The fund, which Paydar announced in his State of the Campus address Nov. 1, provides competitive grants designed to inspire and fund collaborative projects that support the recommendations of the Welcoming Campus Initiative. The projects will be developed during the 2017-18 academic year and showcased during IUPUI’s 50th-anniversary year (2018-19).

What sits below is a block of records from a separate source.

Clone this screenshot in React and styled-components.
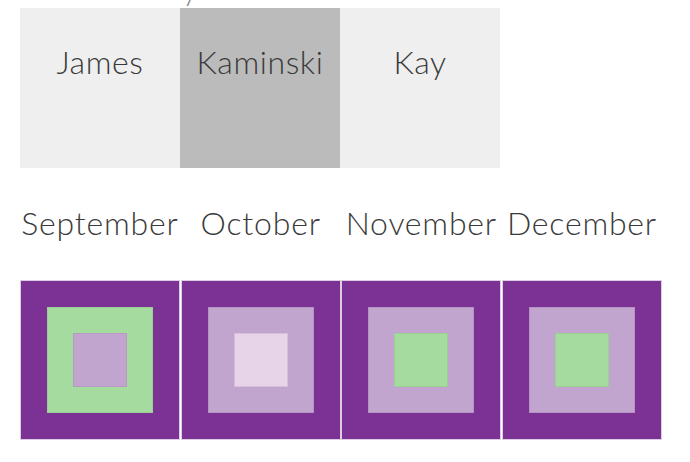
import styled, { createGlobalStyle } from "styled-components";

const GlobalStyle = createGlobalStyle`
  body {
    margin: 0;
    background: #fff;
    font-family: Lato, "Open Sans", sans-serif;
    font-weight: 300;
    color: #3a3a3a;
  }
`;

const names = ["James", "Kaminski", "Kay"];

// PRGn colours, outer -> inner
const months = [
  { name: "September", mid: "#a6dba0", midLine: "#9acf94", inner: "#c2a5cf", innerLine: "#b898c6" },
  { name: "October", mid: "#c2a5cf", midLine: "#b593c4", inner: "#e7d4e8", innerLine: "#d6bfdc" },
  { name: "November", mid: "#c2a5cf", midLine: "#b593c4", inner: "#a6dba0", innerLine: "#9acf94" },
  { name: "December", mid: "#c2a5cf", midLine: "#b593c4", inner: "#a6dba0", innerLine: "#9acf94" },
];

const App = () => {
  return (
    <Page>
      <GlobalStyle />
      <Intro>Pick a family name and a month to see the colour scheme of your choice</Intro>
      <NameRow>
        {names.map((n, i) => (
          <NameCell key={n} selected={i === 1}>
            {n}
          </NameCell>
        ))}
      </NameRow>
      <MonthRow>
        {months.map((m) => (
          <MonthLabel key={m.name}>{m.name}</MonthLabel>
        ))}
      </MonthRow>
      <SquareRow>
        {months.map((m) => (
          <Outer key={m.name}>
            <Middle fill={m.mid} line={m.midLine}>
              <Inner fill={m.inner} line={m.innerLine} />
            </Middle>
          </Outer>
        ))}
      </SquareRow>
    </Page>
  );
};

const Page = styled.div`
  padding: 0 20px;
  width: 690px;
  box-sizing: border-box;
  overflow: hidden;
`;

const Intro = styled.div`
  font-size: 32px;
  line-height: 38px;
  margin-top: -31px;
  white-space: nowrap;
  letter-spacing: 0.6px;
  color: #888;
`;

const NameRow = styled.div`
  display: flex;
  margin-top: 1px;
`;

const NameCell = styled.div`
  width: 160px;
  height: 160px;
  box-sizing: border-box;
  padding-top: 35px;
  text-align: center;
  font-size: 32px;
  line-height: 38px;
  letter-spacing: 0.6px;
  background: ${(p) => (p.selected ? "#bbbbbb" : "#efefef")};
`;

const MonthRow = styled.div`
  display: flex;
  gap: 0.67px;
  margin-top: 36px;
`;

const MonthLabel = styled.div`
  width: 160px;
  flex: none;
  white-space: nowrap;
  font-size: 32px;
  line-height: 38px;
  letter-spacing: 0.8px;
  display: flex;
  justify-content: center;
`;

const SquareRow = styled.div`
  display: flex;
  gap: 0.67px;
  margin-top: 38px;
`;

const Outer = styled.div`
  width: 160px;
  height: 160px;
  flex: none;
  box-sizing: border-box;
  border: 1px solid #dccde2;
  background: #7b3294;
  display: flex;
  align-items: center;
  justify-content: center;
`;

const Middle = styled.div`
  width: 106px;
  height: 106px;
  box-sizing: border-box;
  border: 1px solid ${(p) => p.line};
  background: ${(p) => p.fill};
  display: flex;
  align-items: center;
  justify-content: center;
`;

const Inner = styled.div`
  width: 54px;
  height: 54px;
  box-sizing: border-box;
  border: 1px solid ${(p) => p.line};
  background: ${(p) => p.fill};
`;

export default App;
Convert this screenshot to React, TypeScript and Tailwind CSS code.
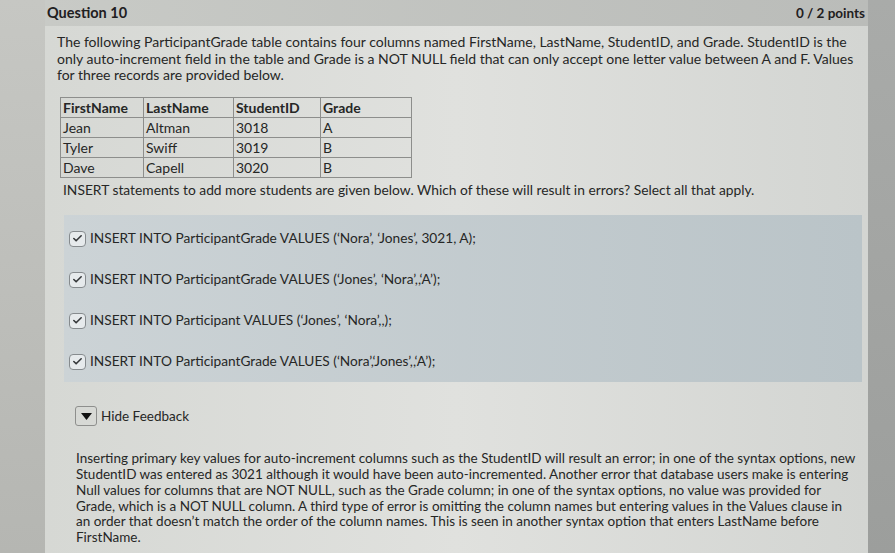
import { Check } from "lucide-react";

const font = { fontFamily: "Lato, 'Open Sans', sans-serif" };

const rows = [
  ["Jean", "Altman", "3018", "A"],
  ["Tyler", "Swiff", "3019", "B"],
  ["Dave", "Capell", "3020", "B"],
];

const options = [
  "INSERT INTO ParticipantGrade VALUES (‘Nora’, ‘Jones’, 3021, A);",
  "INSERT INTO ParticipantGrade VALUES (‘Jones’, ‘Nora’,,‘A’);",
  "INSERT INTO Participant VALUES (‘Jones’, ‘Nora’,,);",
  "INSERT INTO ParticipantGrade VALUES (‘Nora’,‘Jones’,,‘A’);",
];

export default function App() {
  const cell = "border border-[#8d8e8c] px-[2px] text-left font-normal leading-[19px]";

  return (
    <div
      className="flex h-[553px] w-[895px] overflow-hidden bg-gradient-to-b from-[#c6c7c3] to-[#b5b6b2] text-[#262726]"
      style={font}
    >
      <div className="w-[45px] shrink-0" />

      {/* Question card */}
      <div className="flex w-[823px] shrink-0 flex-col bg-gradient-to-r from-[#d6d8d4] via-[#e0e1de] to-[#d3d5d2]">
        <div className="flex h-[26px] items-center justify-between bg-gradient-to-r from-[#c8cac6] to-[#babcb9] pl-[2px] pr-[3px] font-bold text-[#1f201f]">
          <span className="text-[14.5px]">Question 10</span>
          <span className="text-[13.5px]">0 / 2 points</span>
        </div>

        <p className="ml-[12px] mt-[8px] text-[14px] leading-[16.5px]">
          The following ParticipantGrade table contains four columns named FirstName, LastName, StudentID, and Grade. StudentID is the
          <br />
          only auto-increment field in the table and Grade is a NOT NULL field that can only accept one letter value between A and F. Values
          <br />
          for three records are provided below.
        </p>

        <table className="ml-[15px] mt-[13px] w-[352px] border-collapse text-[14px]">
          <thead>
            <tr>
              <th className={`${cell} w-[83px] !font-bold`}>FirstName</th>
              <th className={`${cell} w-[90px] !font-bold`}>LastName</th>
              <th className={`${cell} w-[87px] !font-bold`}>StudentID</th>
              <th className={`${cell} !font-bold`}>Grade</th>
            </tr>
          </thead>
          <tbody>
            {rows.map((r) => (
              <tr key={r[0]}>
                {r.map((v, i) => (
                  <td key={i} className={cell}>
                    {v}
                  </td>
                ))}
              </tr>
            ))}
          </tbody>
        </table>

        <p className="ml-[18px] mt-[4px] text-[13.8px] leading-[16.5px]">
          INSERT statements to add more students are given below. Which of these will result in errors? Select all that apply.
        </p>

        {/* Answer options */}
        <div className="ml-[19px] mr-[6px] mt-[17px] flex flex-col bg-gradient-to-r from-[#ccd3d6] to-[#bac4c8] pt-[3px]">
          {options.map((o, i) => (
            <label key={i} className="flex h-[41px] items-center gap-[4px] pl-[5px] text-[13.7px]">
              <span className="flex h-[16px] w-[17px] items-center justify-center rounded-[4px] border border-[#868b8e] bg-[#e6eaec]">
                <Check size={11} strokeWidth={3.5} className="text-[#35383a]" />
              </span>
              <span>{o}</span>
            </label>
          ))}
        </div>

        {/* Feedback */}
        <div className="ml-[30px] mt-[24px] flex items-center gap-[4px]">
          <span className="flex h-[20px] w-[22px] items-center justify-center rounded-[3px] border border-[#8e8f8d]">
            <svg width="11" height="7" viewBox="0 0 11 7">
              <path d="M0 0 L11 0 L5.5 7 Z" fill="#111" />
            </svg>
          </span>
          <span className="text-[13.5px]">Hide Feedback</span>
        </div>

        <p className="ml-[31px] mt-[25px] text-[13.5px] leading-[15.8px]">
          Inserting primary key values for auto-increment columns such as the StudentID will result an error; in one of the syntax options, new
          <br />
          StudentID was entered as 3021 although it would have been auto-incremented. Another error that database users make is entering
          <br />
          Null values for columns that are NOT NULL, such as the Grade column; in one of the syntax options, no value was provided for
          <br />
          Grade, which is a NOT NULL column. A third type of error is omitting the column names but entering values in the Values clause in
          <br />
          an order that doesn’t match the order of the column names. This is seen in another syntax option that enters LastName before
          <br />
          FirstName.
        </p>
      </div>

      <div className="flex-1 bg-gradient-to-b from-[#a9aba9] to-[#9c9e9c]" />
    </div>
  );
}
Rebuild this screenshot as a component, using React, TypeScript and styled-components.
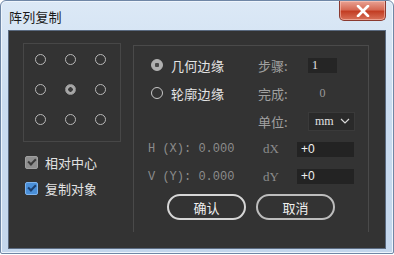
import styled, { createGlobalStyle } from "styled-components";

const GlobalStyle = createGlobalStyle`
  html, body {
    margin: 0;
    padding: 0;
    background: #ffffff;
  }
  body {
    font-family: "Noto Sans CJK SC", "Noto Sans", sans-serif;
  }
`;

const cjk = `"Noto Sans CJK SC", "Noto Sans", sans-serif`;
const mono = `"Liberation Mono", "DejaVu Sans Mono", monospace`;

export default function App() {
  const dots = Array.from({ length: 9 }, (_, i) => i);

  return (
    <>
      <GlobalStyle />
      <Window>
        <TitleBar>
          <Title>阵列复制</Title>
          <CloseButton>
            <svg width="14" height="12" viewBox="0 0 14 12">
              <path
                d="M2 1 L12 11 M12 1 L2 11"
                stroke="#ffffff"
                strokeWidth="2.6"
                strokeLinecap="round"
              />
            </svg>
          </CloseButton>
        </TitleBar>
        <Body>
          <LeftColumn>
            <AnchorBox>
              {dots.map((i) => (
                <AnchorCell key={i}>
                  <Anchor $active={i === 4} />
                </AnchorCell>
              ))}
            </AnchorBox>
            <CheckRow $top={14}>
              <CheckBox $disabled>
                <CheckMark />
              </CheckBox>
              <CheckLabel>相对中心</CheckLabel>
            </CheckRow>
            <CheckRow $top={13}>
              <CheckBox>
                <CheckMark />
              </CheckBox>
              <CheckLabel>复制对象</CheckLabel>
            </CheckRow>
          </LeftColumn>

          <RightPanel>
            <Row>
              <LeftPart>
                <Radio $checked />
                <RadioLabel>几何边缘</RadioLabel>
              </LeftPart>
              <FieldLabel>步骤:</FieldLabel>
              <SmallInput>1</SmallInput>
            </Row>
            <Row>
              <LeftPart>
                <Radio />
                <RadioLabel>轮廓边缘</RadioLabel>
              </LeftPart>
              <FieldLabel>完成:</FieldLabel>
              <Value>0</Value>
            </Row>
            <Row>
              <LeftPart />
              <FieldLabel>单位:</FieldLabel>
              <Select>
                <span>mm</span>
                <svg width="10" height="6" viewBox="0 0 10 6">
                  <path
                    d="M1 1 L5 5 L9 1"
                    fill="none"
                    stroke="#d8d8d8"
                    strokeWidth="1.2"
                  />
                </svg>
              </Select>
            </Row>
            <Row>
              <CoordText>H (X): 0.000</CoordText>
              <DeltaLabel>dX</DeltaLabel>
              <DeltaInput>+0</DeltaInput>
            </Row>
            <Row $height={27}>
              <CoordText>V (Y): 0.000</CoordText>
              <DeltaLabel>dY</DeltaLabel>
              <DeltaInput>+0</DeltaInput>
            </Row>
            <ButtonRow>
              <PillButton $primary>确认</PillButton>
              <PillButton>取消</PillButton>
            </ButtonRow>
          </RightPanel>
        </Body>
      </Window>
    </>
  );
}

const Window = styled.div`
  width: 392px;
  height: 252px;
  display: flex;
  flex-direction: column;
  border: 1px solid #6f87a6;
  border-radius: 6px 6px 2px 2px;
  background: linear-gradient(180deg, #dce9f6 0%, #cadcf0 40%, #c3d6ec 100%);
  box-shadow: inset 0 0 0 1px #eef5fc;
  overflow: hidden;
`;

const TitleBar = styled.div`
  height: 29px;
  display: flex;
  align-items: flex-start;
  justify-content: space-between;
  padding: 0 7px 0 8px;
`;

const Title = styled.div`
  font-family: ${cjk};
  font-size: 13px;
  color: #1a1a1a;
  margin-top: 6px;
  letter-spacing: 0.2px;
`;

const CloseButton = styled.div`
  width: 45px;
  height: 19px;
  display: flex;
  align-items: center;
  justify-content: center;
  border: 1px solid #8a3a30;
  border-top: none;
  border-radius: 0 0 5px 5px;
  background: linear-gradient(180deg, #e9a394 0%, #d66a55 45%, #c33e24 55%, #d8725a 100%);
  box-shadow: inset 0 0 0 1px rgba(255, 210, 200, 0.5);
`;

const Body = styled.div`
  flex: 1;
  margin: 0 7px 4px 7px;
  display: flex;
  background: #333333;
  border: 1px solid #5a6a80;
`;

const LeftColumn = styled.div`
  width: 110px;
  padding: 12px 0 0 14px;
  display: flex;
  flex-direction: column;
`;

const AnchorBox = styled.div`
  width: 98px;
  height: 99px;
  border: 1px solid #474747;
  box-sizing: border-box;
  display: grid;
  grid-template-columns: repeat(3, 30px);
  grid-template-rows: repeat(3, 30px);
  padding: 0 0 0 1px;
`;

const AnchorCell = styled.div`
  display: flex;
  align-items: center;
  justify-content: center;
`;

const Anchor = styled.div<{ $active?: boolean }>`
  width: 11px;
  height: 11px;
  border-radius: 50%;
  box-sizing: border-box;
  border: 1.3px solid ${(p) => (p.$active ? "#9a9a9a" : "#b8b8b8")};
  background: ${(p) =>
    p.$active ? "radial-gradient(circle, #3a3a3a 0 2px, #a8a8a8 2.5px)" : "transparent"};
`;

const CheckRow = styled.div<{ $top: number }>`
  display: flex;
  align-items: center;
  gap: 7px;
  margin-top: ${(p) => p.$top}px;
  padding-left: 2px;
`;

const CheckBox = styled.div<{ $disabled?: boolean }>`
  width: 11px;
  height: 11px;
  border-radius: 2px;
  display: flex;
  align-items: center;
  justify-content: center;
  background: ${(p) => (p.$disabled ? "#8f8f8f" : "#4a8fd8")};
  border: 1px solid ${(p) => (p.$disabled ? "#a0a0a0" : "#7fb4ee")};
  color: ${(p) => (p.$disabled ? "#3a3a3a" : "#1c3f6e")};
`;

const CheckMark = styled.div`
  width: 6px;
  height: 3px;
  border-left: 2px solid currentColor;
  border-bottom: 2px solid currentColor;
  transform: rotate(-45deg) translate(1px, -1px);
`;

const CheckLabel = styled.span`
  font-family: ${cjk};
  font-size: 13px;
  color: #e2e2e2;
  line-height: 1;
`;

const RightPanel = styled.div`
  width: 236px;
  height: 187px;
  margin-top: 14px;
  box-sizing: border-box;
  border-left: 1px solid #4a4a4a;
  border-top: 1px solid #4a4a4a;
  border-right: 1px solid #4a4a4a;
  padding-top: 5px;
  display: flex;
  flex-direction: column;
`;

const Row = styled.div<{ $height?: number }>`
  height: ${(p) => p.$height ?? 28}px;
  display: flex;
  align-items: center;
`;

const LeftPart = styled.div`
  width: 124px;
  display: flex;
  align-items: center;
  padding-left: 17px;
  box-sizing: border-box;
`;

const Radio = styled.div<{ $checked?: boolean }>`
  width: 12px;
  height: 12px;
  border-radius: 50%;
  box-sizing: border-box;
  border: 1px solid ${(p) => (p.$checked ? "#b5b5b5" : "#c8c8c8")};
  background: ${(p) =>
    p.$checked ? "radial-gradient(circle, #4a4a4a 0 2px, #b0b0b0 2.5px)" : "transparent"};
`;

const RadioLabel = styled.span`
  font-family: ${cjk};
  font-size: 13px;
  color: #e4e4e4;
  margin-left: 8px;
  letter-spacing: 0.3px;
`;

const FieldLabel = styled.span`
  width: 50px;
  font-family: ${cjk};
  font-size: 13px;
  color: #a0a0a0;
`;

const SmallInput = styled.div`
  width: 29px;
  height: 15px;
  background: #252525;
  color: #e6e6e6;
  font-family: "Liberation Serif", serif;
  font-size: 12px;
  line-height: 15px;
  padding-left: 4px;
  box-sizing: border-box;
`;

const Value = styled.span`
  width: 29px;
  text-align: center;
  font-family: "Liberation Serif", serif;
  font-size: 12px;
  color: #9a9a9a;
`;

const Select = styled.div`
  width: 47px;
  height: 19px;
  box-sizing: border-box;
  background: #2a2a2a;
  border: 1px solid #3a3a3a;
  display: flex;
  align-items: center;
  justify-content: space-between;
  padding: 0 4px 0 6px;
  color: #e2e2e2;
  font-family: "Liberation Serif", serif;
  font-size: 12px;
`;

const CoordText = styled.span`
  width: 129px;
  padding-left: 14px;
  box-sizing: border-box;
  font-family: ${mono};
  font-size: 12px;
  color: #8c8c8c;
  white-space: pre;
`;

const DeltaLabel = styled.span`
  width: 34px;
  font-family: "Liberation Serif", serif;
  font-size: 13px;
  color: #8c8c8c;
`;

const DeltaInput = styled.div`
  width: 57px;
  height: 15px;
  background: #232323;
  color: #f0f0f0;
  font-family: "Liberation Sans", sans-serif;
  font-size: 12px;
  line-height: 15px;
  padding-left: 4px;
  box-sizing: border-box;
`;

const ButtonRow = styled.div`
  display: flex;
  justify-content: center;
  gap: 10px;
  margin-top: 4px;
`;

const PillButton = styled.div<{ $primary?: boolean }>`
  width: 79px;
  height: 26px;
  box-sizing: border-box;
  border-radius: 13px;
  border: 2px solid ${(p) => (p.$primary ? "#d6d6d6" : "#bdbdbd")};
  display: flex;
  align-items: center;
  justify-content: center;
  font-family: ${cjk};
  font-size: 13px;
  color: #f0f0f0;
`;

The fund provides grants of up to $25,000 per project, with a match by the proposing school or department and partner units.

”This inaugural round of Welcoming Campus Innovators reflects the positive spirit and improvement that have driven the Welcoming Campus Initiative from the very beginning,” Paydar said. ”When completed, these projects will help make IUPUI a more inclusive, engaging and inspiring campus.”

Chancellor Nasser H. Paydar
Chancellor Nasser H. Paydar.Photo by Liz Kaye, IU Communications

The 24 Welcoming Campus Innovators represent an imaginative variety of projects: organizing a refugee youth summit, recognizing past IUPUI stakeholders, developing workshops for gender equity and inclusion, incorporating sustainability in the IUPUI experience, examining pathways to community inclusivity through dialogue, reducing social class barriers to career success, discovering and making public art, exploring IUPUI through 3-D technology, and creating global and local community through the International House.

The proposals were expected to address Welcoming Campus Initiative themes:

  • Creating a vibrant and inclusive student experience.
  • Designing an accessible, inspiring urban campus.
  • Investing in faculty and staff.
  • Communicating who we are.
  • Engaging and integrating with the community.

The proposals also had to demonstrate collaboration, involvement of more than one academic or administrative unit at IUPUI, a feasible timeline and budget, audiences benefiting from the project, scalability, and sustainability.

After a call for proposals in January, 57 full proposals were evaluated by a 17-member review committee representing faculty, students, staff, alumni and community members. Those whose proposals were not funded in the first round will be invited to strengthen their applications and apply for consideration in a second round of funding that will be announced during the 2017-18 academic year.